■ **Set problem**
The entries below contain pictures. Retype everything except those pictures, exactly as given.

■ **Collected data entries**
>>>>>
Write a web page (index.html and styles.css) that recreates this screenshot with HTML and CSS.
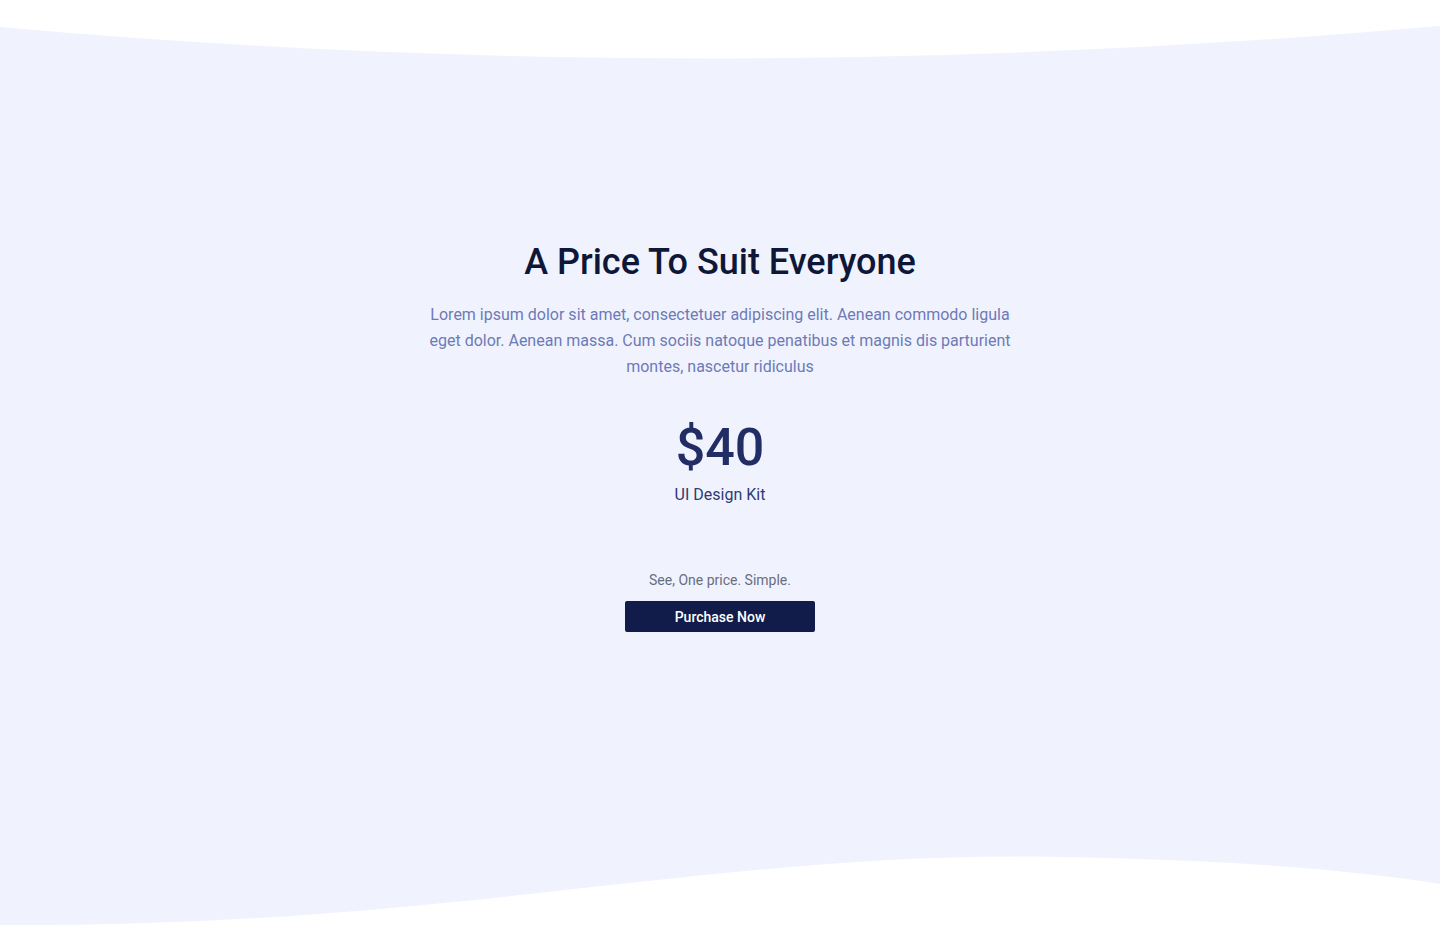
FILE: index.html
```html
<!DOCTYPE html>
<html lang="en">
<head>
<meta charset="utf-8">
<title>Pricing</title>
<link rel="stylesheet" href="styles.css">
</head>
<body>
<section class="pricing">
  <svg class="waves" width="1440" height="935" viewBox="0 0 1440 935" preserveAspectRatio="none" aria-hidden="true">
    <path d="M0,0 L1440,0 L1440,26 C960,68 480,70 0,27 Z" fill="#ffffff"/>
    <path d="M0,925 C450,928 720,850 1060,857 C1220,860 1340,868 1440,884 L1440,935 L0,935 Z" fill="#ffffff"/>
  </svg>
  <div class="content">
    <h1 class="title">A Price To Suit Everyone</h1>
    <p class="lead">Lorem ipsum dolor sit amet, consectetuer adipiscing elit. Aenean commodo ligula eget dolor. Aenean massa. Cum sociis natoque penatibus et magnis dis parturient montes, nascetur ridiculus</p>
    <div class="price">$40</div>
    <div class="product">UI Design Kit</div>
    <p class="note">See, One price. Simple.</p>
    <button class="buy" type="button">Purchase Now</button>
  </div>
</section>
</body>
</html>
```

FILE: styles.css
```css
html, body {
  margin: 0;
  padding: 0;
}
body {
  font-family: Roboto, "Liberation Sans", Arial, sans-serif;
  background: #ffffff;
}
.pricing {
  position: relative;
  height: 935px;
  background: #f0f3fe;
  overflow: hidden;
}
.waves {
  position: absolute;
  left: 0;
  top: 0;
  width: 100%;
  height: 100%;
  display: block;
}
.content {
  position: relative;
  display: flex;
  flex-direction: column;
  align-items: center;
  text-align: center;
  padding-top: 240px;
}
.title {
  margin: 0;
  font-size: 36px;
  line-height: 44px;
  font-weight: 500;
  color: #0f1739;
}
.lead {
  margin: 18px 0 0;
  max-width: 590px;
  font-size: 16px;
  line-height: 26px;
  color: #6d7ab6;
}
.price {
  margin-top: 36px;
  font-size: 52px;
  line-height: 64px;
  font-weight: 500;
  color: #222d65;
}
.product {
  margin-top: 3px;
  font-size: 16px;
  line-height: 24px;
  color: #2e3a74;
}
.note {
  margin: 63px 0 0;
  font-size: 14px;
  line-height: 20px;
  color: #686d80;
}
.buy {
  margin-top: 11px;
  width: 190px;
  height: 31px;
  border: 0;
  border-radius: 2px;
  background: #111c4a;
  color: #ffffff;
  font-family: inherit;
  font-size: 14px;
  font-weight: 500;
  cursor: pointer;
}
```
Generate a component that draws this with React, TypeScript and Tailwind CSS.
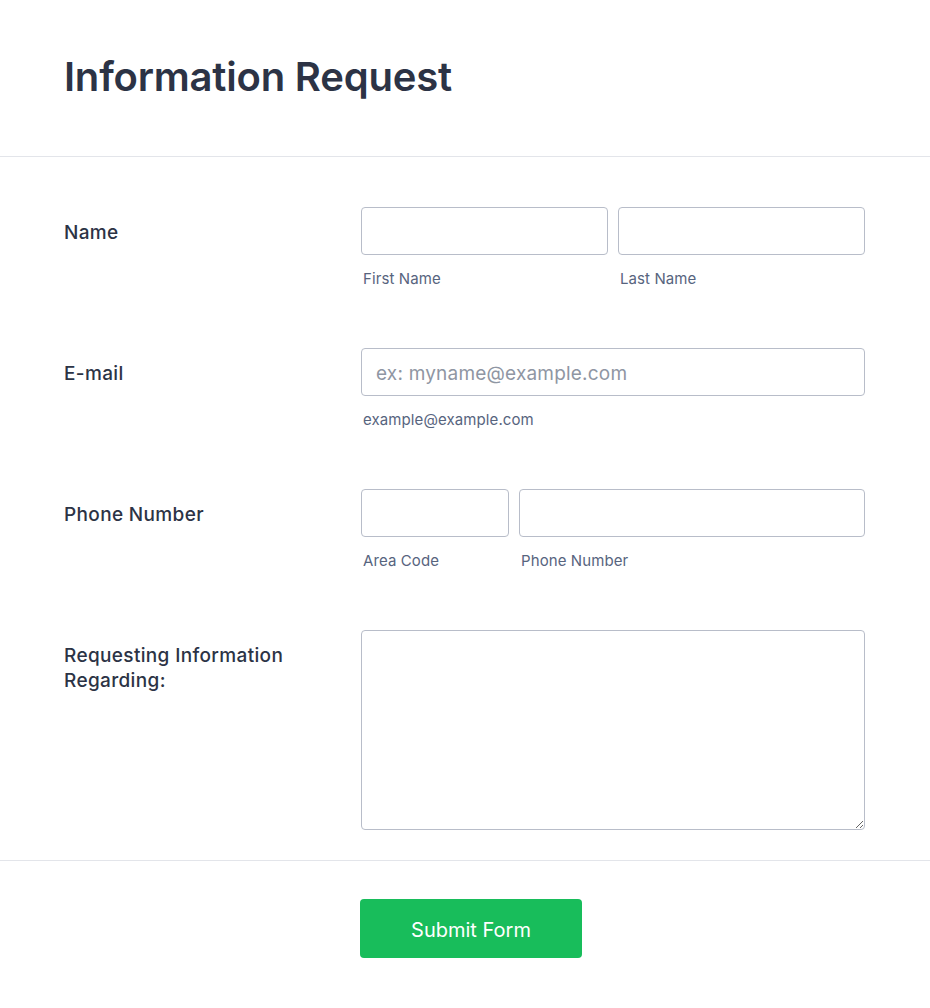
<<<<<
■ **The result**
Write a web page (index.html and styles.css) that recreates this screenshot with HTML and CSS.
FILE: index.html
```html
<!DOCTYPE html>
<html lang="en">
<head>
<meta charset="utf-8">
<title>Pricing</title>
<link rel="stylesheet" href="styles.css">
</head>
<body>
<section class="pricing">
  <svg class="waves" width="1440" height="935" viewBox="0 0 1440 935" preserveAspectRatio="none" aria-hidden="true">
    <path d="M0,0 L1440,0 L1440,26 C960,68 480,70 0,27 Z" fill="#ffffff"/>
    <path d="M0,925 C450,928 720,850 1060,857 C1220,860 1340,868 1440,884 L1440,935 L0,935 Z" fill="#ffffff"/>
  </svg>
  <div class="content">
    <h1 class="title">A Price To Suit Everyone</h1>
    <p class="lead">Lorem ipsum dolor sit amet, consectetuer adipiscing elit. Aenean commodo ligula eget dolor. Aenean massa. Cum sociis natoque penatibus et magnis dis parturient montes, nascetur ridiculus</p>
    <div class="price">$40</div>
    <div class="product">UI Design Kit</div>
    <p class="note">See, One price. Simple.</p>
    <button class="buy" type="button">Purchase Now</button>
  </div>
</section>
</body>
</html>
```

FILE: styles.css
```css
html, body {
  margin: 0;
  padding: 0;
}
body {
  font-family: Roboto, "Liberation Sans", Arial, sans-serif;
  background: #ffffff;
}
.pricing {
  position: relative;
  height: 935px;
  background: #f0f3fe;
  overflow: hidden;
}
.waves {
  position: absolute;
  left: 0;
  top: 0;
  width: 100%;
  height: 100%;
  display: block;
}
.content {
  position: relative;
  display: flex;
  flex-direction: column;
  align-items: center;
  text-align: center;
  padding-top: 240px;
}
.title {
  margin: 0;
  font-size: 36px;
  line-height: 44px;
  font-weight: 500;
  color: #0f1739;
}
.lead {
  margin: 18px 0 0;
  max-width: 590px;
  font-size: 16px;
  line-height: 26px;
  color: #6d7ab6;
}
.price {
  margin-top: 36px;
  font-size: 52px;
  line-height: 64px;
  font-weight: 500;
  color: #222d65;
}
.product {
  margin-top: 3px;
  font-size: 16px;
  line-height: 24px;
  color: #2e3a74;
}
.note {
  margin: 63px 0 0;
  font-size: 14px;
  line-height: 20px;
  color: #686d80;
}
.buy {
  margin-top: 11px;
  width: 190px;
  height: 31px;
  border: 0;
  border-radius: 2px;
  background: #111c4a;
  color: #ffffff;
  font-family: inherit;
  font-size: 14px;
  font-weight: 500;
  cursor: pointer;
}
```
Generate a component that draws this with React, TypeScript and Tailwind CSS.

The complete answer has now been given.